Après quelques mois, Juanito y mit le feu. Ils se disputèrent
et, dans leur folie, s'étripèrent. Toni, à bout,
cassa une bouteille et la planta dans la gorge de Juanito. Manque de bol,
Angie était là (elle devait alors avoir quinze ans) et c'est
elle qui se chargea d'éponger le sang. Toni perdu appela un pote
et ils allèrent jeter le corps de Juanito du haut de la falaise
de Cala Embaster. Le lendemain à l'aube, la police frappait à
la porte de Toni. Toni fut donc emprisonné à Ibiza, puis
libéré comme toujours grâce à l'influence de
son oncle Paya, le propriétaire des bus de l'île. Ayant bien
connu Juanito, je ne peux admettre le meurtre mais je peux le comprendre
et même l'absoudre. Juanito était ingérable. Toni
eut une perm' de la prison alors que je me trouvais par hasard sur l'île.
Il me vit et me sauta au cou, me mordit même le lobe de l'oreille.

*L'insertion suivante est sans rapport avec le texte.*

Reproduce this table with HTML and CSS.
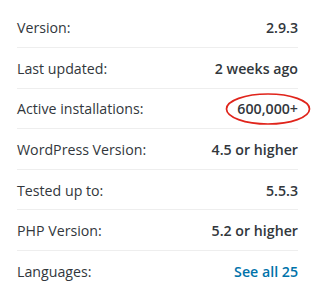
FILE: index.html
```
<!DOCTYPE html>
<html>
<head>
<meta charset="utf-8">
<link rel="stylesheet" href="styles.css">
</head>
<body>
<ul class="meta">
  <li class="row"><span class="label">Version:</span><strong class="value">2.9.3</strong></li>
  <li class="row"><span class="label">Last updated:</span><strong class="value">2 weeks ago</strong></li>
  <li class="row"><span class="label">Active installations:</span><strong class="value circled">600,000+<svg class="ring" width="86" height="34" viewBox="0 0 86 34"><ellipse cx="43" cy="17" rx="41.5" ry="15" fill="none" stroke="#e0241b" stroke-width="1.7"/></svg></strong></li>
  <li class="row"><span class="label">WordPress Version:</span><strong class="value">4.5 or higher</strong></li>
  <li class="row"><span class="label">Tested up to:</span><strong class="value">5.5.3</strong></li>
  <li class="row"><span class="label">PHP Version:</span><strong class="value">5.2 or higher</strong></li>
  <li class="row"><span class="label">Languages:</span><a class="value link" href="#">See all 25</a></li>
</ul>
</body>
</html>
```
FILE: styles.css
```
html, body {
  margin: 0;
  padding: 0;
  background: #fff;
}
body {
  font-family: "Open Sans", "Noto Sans", sans-serif;
  font-size: 14.2px;
  color: #32373c;
}
.meta {
  list-style: none;
  margin: 0;
  padding: 7.4px 13px 0 17px;
}
.row {
  display: flex;
  justify-content: space-between;
  align-items: center;
  height: 38.6px;
  padding-top: 1px;
  border-bottom: 1px solid #eeeeee;
}
.row:last-child {
  border-bottom: none;
}
.value {
  font-weight: 600;
}
.link {
  color: #0073aa;
  text-decoration: none;
}
.circled {
  position: relative;
}
.ring {
  position: absolute;
  left: -12px;
  top: -7px;
}
```
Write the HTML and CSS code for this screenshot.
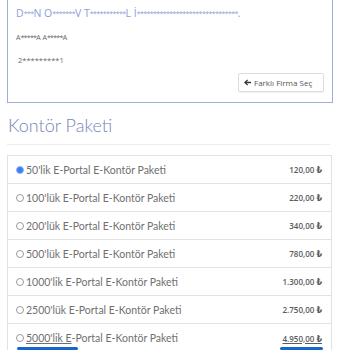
FILE: index.html
```html
<!DOCTYPE html>
<html lang="tr">
<head>
<meta charset="utf-8">
<link rel="stylesheet" href="styles.css">
</head>
<body>
<div class="page">
  <div class="firm-card">
    <div class="firm-name">D<span class="st">***</span>N O<span class="st">*******</span>V T<span class="st">***********</span>L İ<span class="st">*******************************</span>.</div>
    <div class="firm-owner">A<span class="st2">*****</span>A A<span class="st2">*****</span>A</div>
    <div class="firm-tax">2*********1</div>
    <div class="actions">
      <button class="btn"><svg class="btn-icon" viewBox="0 0 10 10" width="7" height="7"><path d="M0 5 L4.6 0.6 L5.9 1.9 L3.6 4.1 H10 V5.9 H3.6 L5.9 8.1 L4.6 9.4 Z" fill="#333"/></svg>Farklı Firma Seç</button>
    </div>
  </div>
  <h2 class="section-title">Kontör Paketi</h2>
  <div class="divider"></div>
  <div class="packages">
    <div class="pkg"><span class="radio checked"></span><span class="pkg-name">50'lik E-Portal E-Kontör Paketi</span><span class="price">120,00 ₺</span></div>
    <div class="pkg"><span class="radio"></span><span class="pkg-name">100'lük E-Portal E-Kontör Paketi</span><span class="price">220,00 ₺</span></div>
    <div class="pkg"><span class="radio"></span><span class="pkg-name">200'lük E-Portal E-Kontör Paketi</span><span class="price">340,00 ₺</span></div>
    <div class="pkg"><span class="radio"></span><span class="pkg-name">500'lük E-Portal E-Kontör Paketi</span><span class="price">780,00 ₺</span></div>
    <div class="pkg"><span class="radio"></span><span class="pkg-name">1000'lik E-Portal E-Kontör Paketi</span><span class="price">1.300,00 ₺</span></div>
    <div class="pkg"><span class="radio"></span><span class="pkg-name">2500'lük E-Portal E-Kontör Paketi</span><span class="price">2.750,00 ₺</span></div>
    <div class="pkg pkg-focus"><span class="radio"></span><span class="pkg-name"><span class="ul">5000'lik E</span>-Portal E-Kontör Paketi</span><span class="price"><span class="ul ul-price">4.950,00 ₺</span></span></div>
  </div>
</div>
</body>
</html>
```
FILE: styles.css
```css
html, body {
  margin: 0;
  padding: 0;
  background: #fff;
}
.page {
  width: 326px;
  padding-left: 7px;
  font-family: "Open Sans", "DejaVu Sans", sans-serif;
}
.firm-card {
  border: 1px solid #9eaddb;
  border-top: none;
  padding: 6px 8px 10px 8px;
}
.firm-name {
  font-size: 10.5px;
  line-height: 14px;
  height: 14px;
  color: #8aa0da;
  font-weight: 400;
  white-space: nowrap;
  overflow: hidden;
}
.st {
  font-size: 7px;
  letter-spacing: -0.6px;
  vertical-align: 1px;
}
.firm-owner {
  margin-top: 13px;
  font-size: 7px;
  line-height: 10px;
  color: #666;
}
.st2 {
  font-size: 7px;
  letter-spacing: -0.7px;
}
.firm-tax {
  margin-top: 12px;
  font-size: 7.5px;
  line-height: 10px;
  color: #666;
  padding-left: 2px;
}
.actions {
  margin-top: 8px;
  display: flex;
  justify-content: flex-end;
}
.btn {
  height: 19px;
  box-sizing: border-box;
  width: 86px;
  border: 1px solid #ddd;
  border-radius: 2px;
  background: #fff;
  box-shadow: 0 1px 1px rgba(0,0,0,0.06);
  font-family: "Open Sans", sans-serif;
  font-size: 8px;
  color: #555;
  padding: 0 5px;
  display: flex;
  align-items: center;
  gap: 3px;
}
.btn-icon {
  flex: none;
}
.section-title {
  margin: 12px 0 0 1px;
  font-family: Lato, sans-serif;
  font-weight: 300;
  font-size: 18px;
  line-height: 20px;
  color: #7884b5;
}
.divider {
  margin-top: 9px;
  height: 1px;
  width: 323px;
  background: #ececec;
}
.packages {
  margin-top: 10px;
  border: 1px solid #e2e2e2;
  width: 325px;
  box-sizing: border-box;
}
.pkg {
  position: relative;
  height: 28px;
  box-sizing: border-box;
  border-bottom: 1px solid #e2e2e2;
  display: flex;
  align-items: center;
  padding: 0 9px 0 8px;
  font-family: Lato, sans-serif;
  font-size: 10.5px;
  color: #707070;
}
.pkg:last-child {
  border-bottom: none;
}
.radio {
  width: 6px;
  height: 6px;
  border: 1px solid #9a9a9a;
  border-radius: 50%;
  margin-right: 2px;
  flex: none;
  box-sizing: content-box;
}
.radio.checked {
  background: #3a7ff2;
  border-color: #8fb5f3;
}
.pkg-name {
  flex: 1;
}
.price {
  font-family: "Open Sans", "DejaVu Sans", sans-serif;
  font-weight: 600;
  font-size: 8px;
  color: #5a5a5a;
}
.ul {
  text-decoration: underline;
  text-decoration-thickness: 0.5px;
}
.pkg-focus::before,
.pkg-focus::after {
  content: "";
  position: absolute;
  bottom: 2px;
  height: 3px;
  border-radius: 2px;
  background: #1766c9;
}
.pkg-focus::before {
  left: 9px;
  width: 61px;
}
.pkg-focus::after {
  right: 8px;
  width: 43px;
}
```
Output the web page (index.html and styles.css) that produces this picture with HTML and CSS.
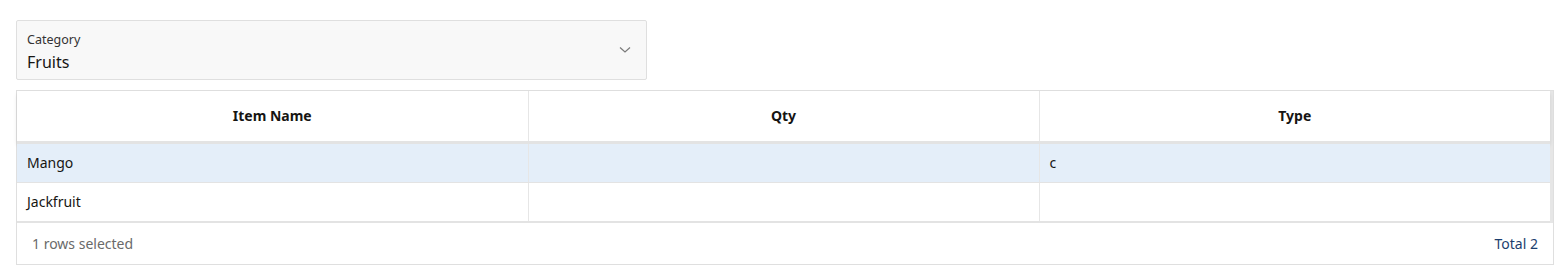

J'en fus réjoui, surpris et tout de même un peu inquiet,
c'était lors de la grande panique du Sida.
Ce fut notre toute dernière rencontre, je ne le revis ensuite plus
jamais.
Il décéda peu après de fort multiples causes, mais toutes d'excès. Toni vécut d'excès, il en mourut aussi. Il est enterré au cimetière de Sant Francesc Javier. Que Toni, mon ami, y repose sereinement jusqu'à plus soif.